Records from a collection
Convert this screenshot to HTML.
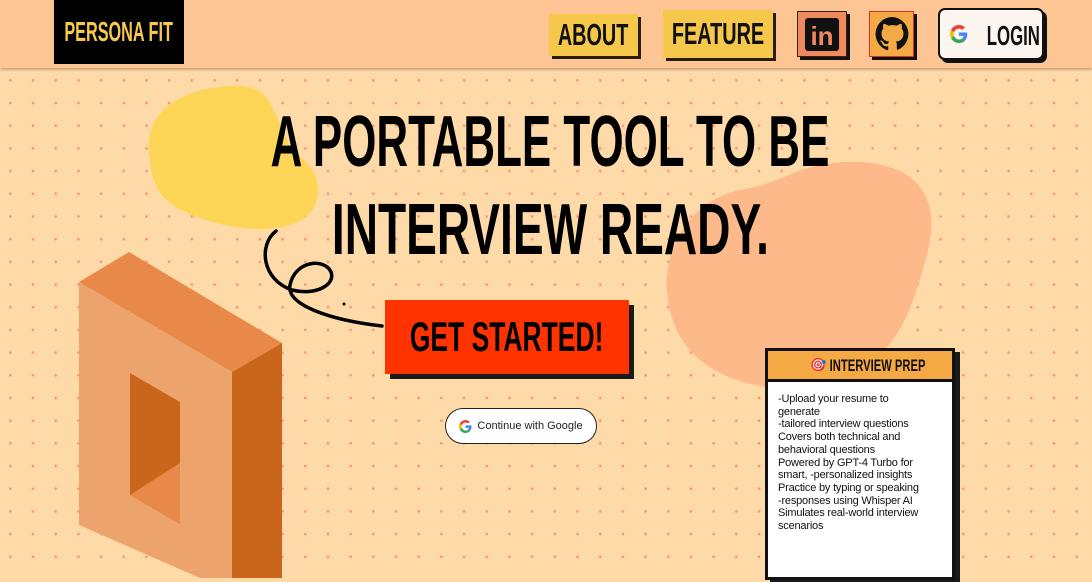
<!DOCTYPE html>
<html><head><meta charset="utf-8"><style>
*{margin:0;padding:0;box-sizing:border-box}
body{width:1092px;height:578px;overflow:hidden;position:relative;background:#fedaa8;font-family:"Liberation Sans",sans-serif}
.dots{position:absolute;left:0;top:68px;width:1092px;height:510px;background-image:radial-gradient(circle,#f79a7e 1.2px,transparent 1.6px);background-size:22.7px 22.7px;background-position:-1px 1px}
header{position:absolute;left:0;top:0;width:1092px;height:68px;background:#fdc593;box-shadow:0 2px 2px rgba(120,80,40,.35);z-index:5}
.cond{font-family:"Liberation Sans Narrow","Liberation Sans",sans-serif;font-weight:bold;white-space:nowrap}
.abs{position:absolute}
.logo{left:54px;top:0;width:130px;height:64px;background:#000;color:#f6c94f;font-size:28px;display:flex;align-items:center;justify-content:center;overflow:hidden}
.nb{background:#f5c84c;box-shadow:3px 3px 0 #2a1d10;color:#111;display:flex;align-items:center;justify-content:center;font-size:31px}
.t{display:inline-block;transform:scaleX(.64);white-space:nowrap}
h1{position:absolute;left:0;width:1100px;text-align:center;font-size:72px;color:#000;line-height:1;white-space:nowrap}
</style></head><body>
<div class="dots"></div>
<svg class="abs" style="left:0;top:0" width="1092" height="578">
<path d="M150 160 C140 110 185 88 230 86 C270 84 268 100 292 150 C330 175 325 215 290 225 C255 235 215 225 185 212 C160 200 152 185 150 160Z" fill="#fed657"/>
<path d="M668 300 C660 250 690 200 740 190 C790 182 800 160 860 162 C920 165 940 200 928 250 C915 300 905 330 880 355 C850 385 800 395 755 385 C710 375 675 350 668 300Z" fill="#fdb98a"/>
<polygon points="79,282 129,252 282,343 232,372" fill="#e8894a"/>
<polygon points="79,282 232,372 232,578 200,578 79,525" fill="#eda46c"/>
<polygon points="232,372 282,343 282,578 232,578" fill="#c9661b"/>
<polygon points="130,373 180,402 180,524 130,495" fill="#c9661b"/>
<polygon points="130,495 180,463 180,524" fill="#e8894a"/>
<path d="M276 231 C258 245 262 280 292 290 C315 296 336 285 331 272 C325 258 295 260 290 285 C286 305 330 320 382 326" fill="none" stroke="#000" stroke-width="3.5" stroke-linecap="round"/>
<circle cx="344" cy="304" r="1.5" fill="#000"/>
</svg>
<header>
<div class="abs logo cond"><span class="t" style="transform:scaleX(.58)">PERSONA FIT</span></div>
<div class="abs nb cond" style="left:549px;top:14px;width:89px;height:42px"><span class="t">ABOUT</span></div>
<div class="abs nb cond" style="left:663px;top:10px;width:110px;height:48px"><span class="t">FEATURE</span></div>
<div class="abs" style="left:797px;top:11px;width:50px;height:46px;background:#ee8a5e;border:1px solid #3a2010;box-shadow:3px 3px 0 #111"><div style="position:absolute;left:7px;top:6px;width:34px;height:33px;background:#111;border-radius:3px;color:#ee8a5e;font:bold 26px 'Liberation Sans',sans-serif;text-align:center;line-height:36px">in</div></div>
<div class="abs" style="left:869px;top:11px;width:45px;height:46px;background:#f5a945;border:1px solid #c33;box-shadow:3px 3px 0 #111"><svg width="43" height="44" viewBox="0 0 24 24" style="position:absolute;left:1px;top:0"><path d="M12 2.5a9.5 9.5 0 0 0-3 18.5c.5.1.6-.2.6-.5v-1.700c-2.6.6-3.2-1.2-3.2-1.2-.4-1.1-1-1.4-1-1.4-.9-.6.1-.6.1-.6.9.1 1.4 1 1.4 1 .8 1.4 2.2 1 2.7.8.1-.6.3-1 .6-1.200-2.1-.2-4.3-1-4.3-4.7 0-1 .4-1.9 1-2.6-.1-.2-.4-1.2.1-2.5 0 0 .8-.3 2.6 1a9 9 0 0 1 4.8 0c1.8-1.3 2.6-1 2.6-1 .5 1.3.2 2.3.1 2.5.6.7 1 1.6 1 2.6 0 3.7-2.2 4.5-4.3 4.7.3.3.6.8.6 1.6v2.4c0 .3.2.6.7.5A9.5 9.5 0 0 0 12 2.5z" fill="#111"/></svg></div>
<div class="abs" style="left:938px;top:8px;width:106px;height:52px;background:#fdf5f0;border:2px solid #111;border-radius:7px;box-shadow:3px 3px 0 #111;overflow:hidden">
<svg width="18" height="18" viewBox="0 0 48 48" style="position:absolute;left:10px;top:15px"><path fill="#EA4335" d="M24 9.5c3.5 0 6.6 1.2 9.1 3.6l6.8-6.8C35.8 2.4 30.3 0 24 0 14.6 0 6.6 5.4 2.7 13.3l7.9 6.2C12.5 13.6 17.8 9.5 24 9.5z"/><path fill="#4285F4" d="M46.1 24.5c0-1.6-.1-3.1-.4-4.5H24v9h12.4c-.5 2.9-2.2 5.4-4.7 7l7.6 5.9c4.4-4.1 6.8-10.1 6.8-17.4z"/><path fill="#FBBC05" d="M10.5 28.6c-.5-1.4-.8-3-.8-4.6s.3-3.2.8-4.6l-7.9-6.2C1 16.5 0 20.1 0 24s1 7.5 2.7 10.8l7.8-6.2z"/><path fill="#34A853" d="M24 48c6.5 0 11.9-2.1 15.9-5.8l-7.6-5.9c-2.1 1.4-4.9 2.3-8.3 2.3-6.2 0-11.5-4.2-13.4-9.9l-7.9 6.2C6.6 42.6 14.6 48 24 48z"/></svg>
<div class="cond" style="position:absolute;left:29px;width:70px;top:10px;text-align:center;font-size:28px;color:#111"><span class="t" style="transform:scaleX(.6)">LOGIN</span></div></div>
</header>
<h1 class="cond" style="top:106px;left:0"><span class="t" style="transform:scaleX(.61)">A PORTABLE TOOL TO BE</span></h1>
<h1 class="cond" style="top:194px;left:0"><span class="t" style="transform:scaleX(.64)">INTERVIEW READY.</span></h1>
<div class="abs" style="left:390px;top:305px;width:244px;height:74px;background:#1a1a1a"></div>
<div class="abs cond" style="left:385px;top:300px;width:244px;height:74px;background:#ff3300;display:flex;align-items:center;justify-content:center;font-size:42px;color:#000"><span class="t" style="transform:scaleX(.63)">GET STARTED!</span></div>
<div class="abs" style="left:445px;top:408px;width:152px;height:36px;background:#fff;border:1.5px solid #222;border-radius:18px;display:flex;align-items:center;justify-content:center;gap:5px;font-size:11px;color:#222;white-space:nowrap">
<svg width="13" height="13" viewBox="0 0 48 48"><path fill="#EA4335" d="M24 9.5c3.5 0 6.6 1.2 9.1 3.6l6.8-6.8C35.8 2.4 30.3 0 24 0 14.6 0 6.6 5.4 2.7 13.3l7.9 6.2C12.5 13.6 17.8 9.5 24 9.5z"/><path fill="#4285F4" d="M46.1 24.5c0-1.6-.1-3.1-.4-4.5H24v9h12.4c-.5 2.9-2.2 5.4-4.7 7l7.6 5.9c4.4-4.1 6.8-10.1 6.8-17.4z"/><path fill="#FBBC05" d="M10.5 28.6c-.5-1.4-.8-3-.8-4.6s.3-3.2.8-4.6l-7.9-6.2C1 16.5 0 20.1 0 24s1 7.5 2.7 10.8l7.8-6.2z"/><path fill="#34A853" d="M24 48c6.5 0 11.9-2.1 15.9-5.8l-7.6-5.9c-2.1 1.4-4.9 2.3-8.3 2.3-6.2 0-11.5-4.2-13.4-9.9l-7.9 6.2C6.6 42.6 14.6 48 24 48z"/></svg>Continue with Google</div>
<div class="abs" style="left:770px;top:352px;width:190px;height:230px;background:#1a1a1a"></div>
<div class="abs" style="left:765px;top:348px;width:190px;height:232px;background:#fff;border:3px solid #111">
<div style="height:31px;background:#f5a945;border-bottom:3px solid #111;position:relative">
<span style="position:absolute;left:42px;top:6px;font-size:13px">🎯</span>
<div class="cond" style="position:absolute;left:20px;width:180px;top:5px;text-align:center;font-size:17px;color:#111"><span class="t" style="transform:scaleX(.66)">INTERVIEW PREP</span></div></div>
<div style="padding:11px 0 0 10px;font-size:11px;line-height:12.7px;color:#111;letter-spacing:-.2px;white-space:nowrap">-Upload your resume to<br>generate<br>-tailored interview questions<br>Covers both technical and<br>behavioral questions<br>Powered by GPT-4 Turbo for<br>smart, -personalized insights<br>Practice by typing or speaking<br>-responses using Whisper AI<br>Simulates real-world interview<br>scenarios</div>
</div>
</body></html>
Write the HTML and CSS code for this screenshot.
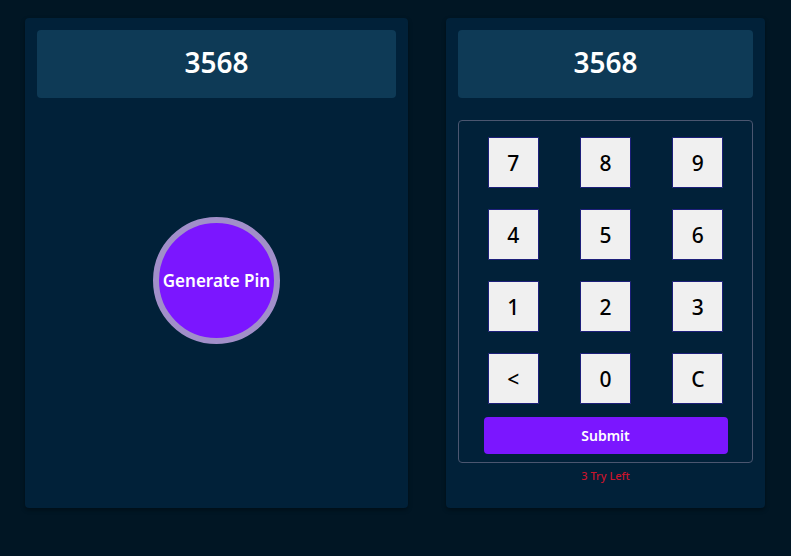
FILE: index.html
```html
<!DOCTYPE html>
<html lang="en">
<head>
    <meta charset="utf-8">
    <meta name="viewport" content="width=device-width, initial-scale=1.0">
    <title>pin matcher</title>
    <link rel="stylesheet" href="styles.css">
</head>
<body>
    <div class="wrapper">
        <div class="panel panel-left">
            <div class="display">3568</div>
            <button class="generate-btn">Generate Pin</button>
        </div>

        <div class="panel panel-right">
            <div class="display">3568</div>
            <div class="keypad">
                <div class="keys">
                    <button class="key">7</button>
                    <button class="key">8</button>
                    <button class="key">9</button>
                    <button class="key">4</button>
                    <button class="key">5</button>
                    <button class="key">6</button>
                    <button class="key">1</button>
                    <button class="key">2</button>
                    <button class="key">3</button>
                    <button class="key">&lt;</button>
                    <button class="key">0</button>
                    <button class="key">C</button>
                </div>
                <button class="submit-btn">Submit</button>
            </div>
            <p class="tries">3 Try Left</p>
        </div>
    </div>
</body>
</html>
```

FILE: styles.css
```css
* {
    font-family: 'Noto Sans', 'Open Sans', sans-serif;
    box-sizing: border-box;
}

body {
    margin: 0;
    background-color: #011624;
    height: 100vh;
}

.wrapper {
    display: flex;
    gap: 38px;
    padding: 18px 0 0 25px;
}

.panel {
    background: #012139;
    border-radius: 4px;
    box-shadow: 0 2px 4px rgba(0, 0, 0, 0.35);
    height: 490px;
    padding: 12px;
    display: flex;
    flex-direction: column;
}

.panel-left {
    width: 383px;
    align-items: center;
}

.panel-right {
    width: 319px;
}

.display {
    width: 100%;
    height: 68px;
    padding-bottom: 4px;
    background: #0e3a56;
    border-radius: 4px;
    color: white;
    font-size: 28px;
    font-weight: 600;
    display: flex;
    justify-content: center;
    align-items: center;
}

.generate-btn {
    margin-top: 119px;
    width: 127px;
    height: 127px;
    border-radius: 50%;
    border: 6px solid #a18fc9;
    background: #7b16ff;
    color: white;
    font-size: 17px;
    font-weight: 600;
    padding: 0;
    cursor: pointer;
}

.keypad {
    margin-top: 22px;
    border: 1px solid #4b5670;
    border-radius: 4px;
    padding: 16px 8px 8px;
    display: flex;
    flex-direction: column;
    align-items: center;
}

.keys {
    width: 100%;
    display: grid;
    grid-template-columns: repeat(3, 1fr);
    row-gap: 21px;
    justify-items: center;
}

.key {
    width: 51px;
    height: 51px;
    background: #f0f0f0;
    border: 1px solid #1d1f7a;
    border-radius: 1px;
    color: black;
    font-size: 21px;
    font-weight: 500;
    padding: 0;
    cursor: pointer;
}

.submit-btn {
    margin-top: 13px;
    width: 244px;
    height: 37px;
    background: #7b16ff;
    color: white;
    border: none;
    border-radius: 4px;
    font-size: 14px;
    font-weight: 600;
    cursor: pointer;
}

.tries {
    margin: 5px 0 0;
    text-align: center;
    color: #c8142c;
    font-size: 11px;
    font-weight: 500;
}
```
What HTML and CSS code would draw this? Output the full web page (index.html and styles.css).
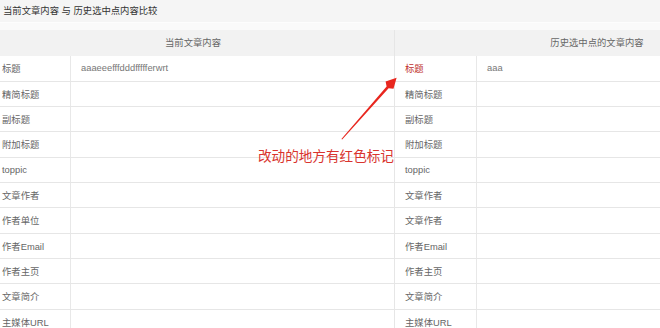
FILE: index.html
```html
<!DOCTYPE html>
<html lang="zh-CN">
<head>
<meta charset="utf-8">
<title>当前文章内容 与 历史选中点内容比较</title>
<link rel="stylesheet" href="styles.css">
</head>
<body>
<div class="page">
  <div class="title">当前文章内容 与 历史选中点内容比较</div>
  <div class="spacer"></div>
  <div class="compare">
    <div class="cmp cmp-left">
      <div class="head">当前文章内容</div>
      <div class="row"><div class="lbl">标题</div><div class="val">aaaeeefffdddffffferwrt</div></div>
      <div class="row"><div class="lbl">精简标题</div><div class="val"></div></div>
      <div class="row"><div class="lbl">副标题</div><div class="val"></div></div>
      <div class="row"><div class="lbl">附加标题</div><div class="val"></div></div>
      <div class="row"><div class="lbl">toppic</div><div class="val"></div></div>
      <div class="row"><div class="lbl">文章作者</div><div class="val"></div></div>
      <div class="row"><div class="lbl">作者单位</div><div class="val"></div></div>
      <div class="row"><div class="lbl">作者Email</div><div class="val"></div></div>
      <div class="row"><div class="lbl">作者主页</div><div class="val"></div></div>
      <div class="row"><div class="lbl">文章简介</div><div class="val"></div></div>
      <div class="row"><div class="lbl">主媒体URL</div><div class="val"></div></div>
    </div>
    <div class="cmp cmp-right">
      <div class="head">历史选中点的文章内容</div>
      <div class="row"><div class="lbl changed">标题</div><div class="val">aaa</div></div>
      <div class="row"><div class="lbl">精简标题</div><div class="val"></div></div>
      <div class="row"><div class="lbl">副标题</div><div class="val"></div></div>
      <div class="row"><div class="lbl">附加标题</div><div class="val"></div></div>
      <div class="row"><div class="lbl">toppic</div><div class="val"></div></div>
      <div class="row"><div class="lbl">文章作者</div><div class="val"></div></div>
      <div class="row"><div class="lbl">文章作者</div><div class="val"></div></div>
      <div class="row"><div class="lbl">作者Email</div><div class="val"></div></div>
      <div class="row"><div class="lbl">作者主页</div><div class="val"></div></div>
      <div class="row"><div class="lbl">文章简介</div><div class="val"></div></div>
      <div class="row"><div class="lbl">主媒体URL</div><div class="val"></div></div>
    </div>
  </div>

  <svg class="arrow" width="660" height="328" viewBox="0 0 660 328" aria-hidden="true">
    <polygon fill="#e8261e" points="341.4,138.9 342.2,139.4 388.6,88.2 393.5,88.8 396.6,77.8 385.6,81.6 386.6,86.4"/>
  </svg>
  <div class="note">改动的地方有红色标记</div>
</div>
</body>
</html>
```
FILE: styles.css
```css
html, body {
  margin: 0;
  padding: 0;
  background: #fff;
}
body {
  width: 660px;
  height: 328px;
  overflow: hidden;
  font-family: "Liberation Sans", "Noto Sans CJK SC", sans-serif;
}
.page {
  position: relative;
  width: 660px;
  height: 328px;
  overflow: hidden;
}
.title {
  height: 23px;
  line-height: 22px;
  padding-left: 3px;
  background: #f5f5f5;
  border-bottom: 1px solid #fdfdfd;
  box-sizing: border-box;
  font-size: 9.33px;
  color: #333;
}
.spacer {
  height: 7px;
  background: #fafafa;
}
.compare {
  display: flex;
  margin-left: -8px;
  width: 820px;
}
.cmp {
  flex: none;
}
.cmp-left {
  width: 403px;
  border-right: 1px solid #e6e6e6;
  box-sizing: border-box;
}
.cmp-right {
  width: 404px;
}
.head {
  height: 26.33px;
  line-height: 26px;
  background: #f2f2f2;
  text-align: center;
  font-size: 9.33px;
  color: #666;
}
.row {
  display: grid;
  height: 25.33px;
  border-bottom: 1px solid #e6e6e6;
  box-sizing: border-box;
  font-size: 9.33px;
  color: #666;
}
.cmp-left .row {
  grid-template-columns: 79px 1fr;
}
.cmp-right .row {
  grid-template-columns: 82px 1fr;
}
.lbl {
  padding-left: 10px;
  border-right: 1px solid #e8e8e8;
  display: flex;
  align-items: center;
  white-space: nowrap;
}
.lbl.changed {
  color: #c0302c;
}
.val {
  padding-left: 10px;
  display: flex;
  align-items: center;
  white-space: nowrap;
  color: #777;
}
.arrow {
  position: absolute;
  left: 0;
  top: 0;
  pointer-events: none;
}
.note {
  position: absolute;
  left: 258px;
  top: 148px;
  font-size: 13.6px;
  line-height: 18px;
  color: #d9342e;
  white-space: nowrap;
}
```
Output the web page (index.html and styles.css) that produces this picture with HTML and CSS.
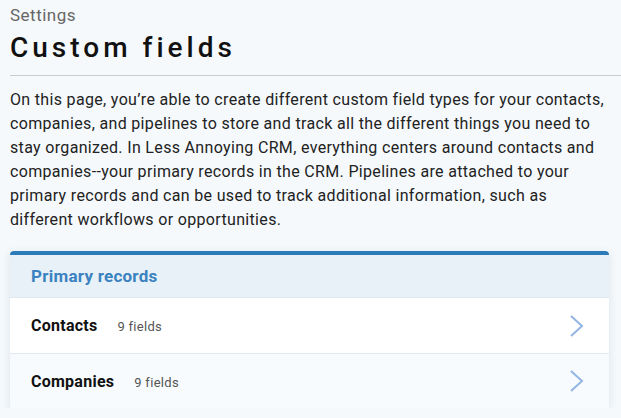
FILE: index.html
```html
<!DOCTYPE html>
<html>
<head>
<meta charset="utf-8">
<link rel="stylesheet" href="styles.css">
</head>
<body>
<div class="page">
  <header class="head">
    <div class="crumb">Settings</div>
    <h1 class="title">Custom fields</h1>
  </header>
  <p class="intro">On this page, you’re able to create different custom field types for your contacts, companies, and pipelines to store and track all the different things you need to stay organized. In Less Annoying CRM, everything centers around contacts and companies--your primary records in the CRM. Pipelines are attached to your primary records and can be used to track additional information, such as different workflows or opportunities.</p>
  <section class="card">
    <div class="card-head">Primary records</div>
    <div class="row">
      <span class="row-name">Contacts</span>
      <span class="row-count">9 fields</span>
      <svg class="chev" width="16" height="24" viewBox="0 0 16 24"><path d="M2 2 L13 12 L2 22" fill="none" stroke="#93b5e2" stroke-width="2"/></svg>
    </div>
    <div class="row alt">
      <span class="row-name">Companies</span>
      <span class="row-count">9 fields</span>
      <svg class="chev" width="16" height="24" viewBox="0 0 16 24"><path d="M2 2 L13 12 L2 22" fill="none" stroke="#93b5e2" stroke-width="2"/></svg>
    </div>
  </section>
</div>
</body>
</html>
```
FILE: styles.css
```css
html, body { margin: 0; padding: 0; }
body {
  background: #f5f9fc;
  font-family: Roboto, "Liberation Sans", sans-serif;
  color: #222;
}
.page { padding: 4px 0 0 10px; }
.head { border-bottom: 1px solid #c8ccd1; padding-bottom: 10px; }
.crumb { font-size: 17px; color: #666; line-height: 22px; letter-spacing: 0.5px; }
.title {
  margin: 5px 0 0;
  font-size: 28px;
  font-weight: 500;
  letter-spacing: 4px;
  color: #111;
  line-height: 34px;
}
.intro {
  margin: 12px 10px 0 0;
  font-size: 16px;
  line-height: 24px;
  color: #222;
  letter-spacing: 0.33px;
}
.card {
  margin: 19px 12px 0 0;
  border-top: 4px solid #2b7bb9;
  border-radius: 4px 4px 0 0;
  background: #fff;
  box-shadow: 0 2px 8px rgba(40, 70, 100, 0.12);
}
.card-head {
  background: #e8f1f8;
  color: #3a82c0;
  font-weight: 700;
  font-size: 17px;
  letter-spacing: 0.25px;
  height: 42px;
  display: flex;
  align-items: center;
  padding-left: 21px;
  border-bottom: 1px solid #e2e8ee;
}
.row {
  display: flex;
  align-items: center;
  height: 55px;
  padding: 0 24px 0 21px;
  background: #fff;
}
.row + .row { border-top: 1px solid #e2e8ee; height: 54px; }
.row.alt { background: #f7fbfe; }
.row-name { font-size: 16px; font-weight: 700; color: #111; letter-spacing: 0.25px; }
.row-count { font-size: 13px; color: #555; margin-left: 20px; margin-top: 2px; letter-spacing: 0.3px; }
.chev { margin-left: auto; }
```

**Short problem:** Supply the count of lines in the entries that contain the word "Output", and nothing besides.

**Full answer:** 2